### STATED EXERCISE
Check the listing below line by line and report how many lines hold "this", with no other words.

[Excerpt from a dataset]
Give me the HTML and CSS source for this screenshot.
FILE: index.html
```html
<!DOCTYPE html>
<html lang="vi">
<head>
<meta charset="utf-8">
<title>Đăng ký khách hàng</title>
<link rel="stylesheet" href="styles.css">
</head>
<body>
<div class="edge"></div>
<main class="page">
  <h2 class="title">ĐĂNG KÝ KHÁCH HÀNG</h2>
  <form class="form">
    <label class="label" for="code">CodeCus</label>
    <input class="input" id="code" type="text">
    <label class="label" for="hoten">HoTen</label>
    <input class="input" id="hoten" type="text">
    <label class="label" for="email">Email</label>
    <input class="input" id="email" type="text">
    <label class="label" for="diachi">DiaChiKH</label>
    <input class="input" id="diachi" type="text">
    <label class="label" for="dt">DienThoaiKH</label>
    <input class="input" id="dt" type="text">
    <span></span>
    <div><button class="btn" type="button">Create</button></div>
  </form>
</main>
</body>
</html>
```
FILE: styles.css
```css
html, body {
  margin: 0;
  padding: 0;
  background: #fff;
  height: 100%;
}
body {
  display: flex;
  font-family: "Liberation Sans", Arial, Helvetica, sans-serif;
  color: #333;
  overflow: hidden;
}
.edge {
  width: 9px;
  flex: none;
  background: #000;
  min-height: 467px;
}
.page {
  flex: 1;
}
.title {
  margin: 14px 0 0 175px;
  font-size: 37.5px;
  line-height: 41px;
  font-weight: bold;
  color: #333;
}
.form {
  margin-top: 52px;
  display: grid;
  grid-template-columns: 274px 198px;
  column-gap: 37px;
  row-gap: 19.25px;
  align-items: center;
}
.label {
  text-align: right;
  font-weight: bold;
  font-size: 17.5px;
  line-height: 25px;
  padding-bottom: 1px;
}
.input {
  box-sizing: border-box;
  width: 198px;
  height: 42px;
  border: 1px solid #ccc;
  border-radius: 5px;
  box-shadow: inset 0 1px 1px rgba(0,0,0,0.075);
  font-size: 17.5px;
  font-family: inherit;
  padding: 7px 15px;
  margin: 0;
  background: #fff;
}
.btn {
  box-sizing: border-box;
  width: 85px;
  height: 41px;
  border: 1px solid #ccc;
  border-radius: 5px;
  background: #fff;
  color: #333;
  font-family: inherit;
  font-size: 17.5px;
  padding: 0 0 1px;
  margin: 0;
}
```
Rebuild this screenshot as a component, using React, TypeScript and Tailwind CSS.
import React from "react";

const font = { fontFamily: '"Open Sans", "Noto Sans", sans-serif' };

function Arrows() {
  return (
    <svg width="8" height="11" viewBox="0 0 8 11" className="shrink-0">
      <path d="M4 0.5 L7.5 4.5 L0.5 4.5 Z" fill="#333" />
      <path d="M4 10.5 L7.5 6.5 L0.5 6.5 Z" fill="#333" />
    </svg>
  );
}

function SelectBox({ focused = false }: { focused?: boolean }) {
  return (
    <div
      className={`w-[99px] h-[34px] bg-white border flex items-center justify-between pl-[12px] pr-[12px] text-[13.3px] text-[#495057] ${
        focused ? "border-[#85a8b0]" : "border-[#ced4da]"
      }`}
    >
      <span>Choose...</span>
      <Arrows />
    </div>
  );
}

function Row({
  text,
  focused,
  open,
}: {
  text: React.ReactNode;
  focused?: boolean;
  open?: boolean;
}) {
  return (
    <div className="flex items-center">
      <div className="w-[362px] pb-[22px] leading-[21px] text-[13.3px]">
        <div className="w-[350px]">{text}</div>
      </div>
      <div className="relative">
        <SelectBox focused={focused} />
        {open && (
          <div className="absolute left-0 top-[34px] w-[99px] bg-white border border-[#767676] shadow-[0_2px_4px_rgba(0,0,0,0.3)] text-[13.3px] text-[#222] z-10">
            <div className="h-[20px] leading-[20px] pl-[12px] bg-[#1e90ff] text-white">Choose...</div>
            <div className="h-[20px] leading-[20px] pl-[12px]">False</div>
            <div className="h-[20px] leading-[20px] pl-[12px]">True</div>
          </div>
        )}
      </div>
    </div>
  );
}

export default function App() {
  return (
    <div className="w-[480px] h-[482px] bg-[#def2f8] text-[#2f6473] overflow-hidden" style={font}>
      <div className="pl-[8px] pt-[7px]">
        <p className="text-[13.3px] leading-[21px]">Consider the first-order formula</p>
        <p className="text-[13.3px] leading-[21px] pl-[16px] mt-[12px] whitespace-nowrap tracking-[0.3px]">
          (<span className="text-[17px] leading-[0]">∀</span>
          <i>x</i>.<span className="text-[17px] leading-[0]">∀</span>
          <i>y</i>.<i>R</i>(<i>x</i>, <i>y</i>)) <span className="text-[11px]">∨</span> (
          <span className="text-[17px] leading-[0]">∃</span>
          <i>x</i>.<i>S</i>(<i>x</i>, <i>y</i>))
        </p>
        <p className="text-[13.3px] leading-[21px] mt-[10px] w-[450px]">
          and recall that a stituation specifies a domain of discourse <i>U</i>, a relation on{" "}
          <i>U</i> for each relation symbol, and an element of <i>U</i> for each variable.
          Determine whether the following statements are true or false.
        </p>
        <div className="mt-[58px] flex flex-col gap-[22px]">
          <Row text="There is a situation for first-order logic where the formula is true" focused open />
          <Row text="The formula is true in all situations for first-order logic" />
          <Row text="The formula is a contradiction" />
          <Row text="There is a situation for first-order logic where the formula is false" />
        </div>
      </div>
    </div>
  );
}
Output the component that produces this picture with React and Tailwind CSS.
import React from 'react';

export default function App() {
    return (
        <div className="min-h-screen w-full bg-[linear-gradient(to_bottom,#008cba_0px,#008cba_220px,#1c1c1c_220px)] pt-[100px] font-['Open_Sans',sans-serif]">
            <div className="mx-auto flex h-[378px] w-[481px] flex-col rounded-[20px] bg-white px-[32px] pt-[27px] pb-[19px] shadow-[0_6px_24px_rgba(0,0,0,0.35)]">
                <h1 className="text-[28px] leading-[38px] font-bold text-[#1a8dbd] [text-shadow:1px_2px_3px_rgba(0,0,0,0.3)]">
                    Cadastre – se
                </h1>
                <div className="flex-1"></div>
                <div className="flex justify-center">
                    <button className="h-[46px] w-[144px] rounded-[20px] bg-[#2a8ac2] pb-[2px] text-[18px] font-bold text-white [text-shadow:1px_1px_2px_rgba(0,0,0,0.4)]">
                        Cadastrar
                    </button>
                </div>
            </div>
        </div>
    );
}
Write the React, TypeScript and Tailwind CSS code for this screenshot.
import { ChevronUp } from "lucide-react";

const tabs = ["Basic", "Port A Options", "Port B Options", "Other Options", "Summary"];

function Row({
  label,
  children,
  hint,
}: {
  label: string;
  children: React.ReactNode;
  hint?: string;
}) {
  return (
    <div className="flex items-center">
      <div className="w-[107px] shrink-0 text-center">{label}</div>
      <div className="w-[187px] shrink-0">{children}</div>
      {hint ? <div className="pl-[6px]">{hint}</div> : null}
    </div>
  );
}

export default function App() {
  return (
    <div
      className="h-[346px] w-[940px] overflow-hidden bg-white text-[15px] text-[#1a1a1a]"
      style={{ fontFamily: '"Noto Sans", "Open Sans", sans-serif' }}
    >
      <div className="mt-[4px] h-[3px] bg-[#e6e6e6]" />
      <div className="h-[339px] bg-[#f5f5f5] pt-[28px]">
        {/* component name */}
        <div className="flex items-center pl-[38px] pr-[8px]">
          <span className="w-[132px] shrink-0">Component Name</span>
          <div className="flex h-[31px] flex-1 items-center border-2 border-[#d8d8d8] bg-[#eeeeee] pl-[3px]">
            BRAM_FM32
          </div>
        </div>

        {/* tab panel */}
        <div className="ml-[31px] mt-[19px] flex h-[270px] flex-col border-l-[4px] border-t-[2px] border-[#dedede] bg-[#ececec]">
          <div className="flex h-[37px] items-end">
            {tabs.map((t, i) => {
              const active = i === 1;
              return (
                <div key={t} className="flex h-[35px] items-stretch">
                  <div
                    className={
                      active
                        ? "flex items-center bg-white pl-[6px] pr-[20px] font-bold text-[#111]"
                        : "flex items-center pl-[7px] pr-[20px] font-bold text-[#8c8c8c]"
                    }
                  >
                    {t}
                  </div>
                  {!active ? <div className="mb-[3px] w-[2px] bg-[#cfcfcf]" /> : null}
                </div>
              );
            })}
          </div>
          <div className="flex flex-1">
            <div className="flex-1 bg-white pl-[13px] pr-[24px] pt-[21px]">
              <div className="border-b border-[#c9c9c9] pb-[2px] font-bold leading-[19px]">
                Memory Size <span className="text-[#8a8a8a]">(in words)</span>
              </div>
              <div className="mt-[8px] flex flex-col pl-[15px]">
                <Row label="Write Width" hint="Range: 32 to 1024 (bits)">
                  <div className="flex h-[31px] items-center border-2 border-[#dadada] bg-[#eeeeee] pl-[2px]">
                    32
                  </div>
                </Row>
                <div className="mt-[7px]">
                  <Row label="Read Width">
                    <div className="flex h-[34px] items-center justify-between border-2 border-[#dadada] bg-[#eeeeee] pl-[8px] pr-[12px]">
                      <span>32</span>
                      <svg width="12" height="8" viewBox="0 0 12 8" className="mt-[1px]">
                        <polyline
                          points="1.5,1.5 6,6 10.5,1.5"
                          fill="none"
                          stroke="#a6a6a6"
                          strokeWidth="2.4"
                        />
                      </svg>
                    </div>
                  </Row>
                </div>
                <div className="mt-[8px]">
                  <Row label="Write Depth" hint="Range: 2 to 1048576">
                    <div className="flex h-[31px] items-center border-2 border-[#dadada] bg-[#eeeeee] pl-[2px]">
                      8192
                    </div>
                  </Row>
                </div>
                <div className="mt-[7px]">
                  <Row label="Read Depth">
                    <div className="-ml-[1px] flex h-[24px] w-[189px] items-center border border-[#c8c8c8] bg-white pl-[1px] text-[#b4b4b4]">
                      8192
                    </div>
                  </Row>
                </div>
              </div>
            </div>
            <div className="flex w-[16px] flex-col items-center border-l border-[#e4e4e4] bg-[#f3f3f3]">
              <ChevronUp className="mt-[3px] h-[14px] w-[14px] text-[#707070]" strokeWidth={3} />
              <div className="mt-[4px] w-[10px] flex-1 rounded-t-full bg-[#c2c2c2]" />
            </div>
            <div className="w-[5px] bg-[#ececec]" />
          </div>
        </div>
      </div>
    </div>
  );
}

### EXERCISE OUTPUT
4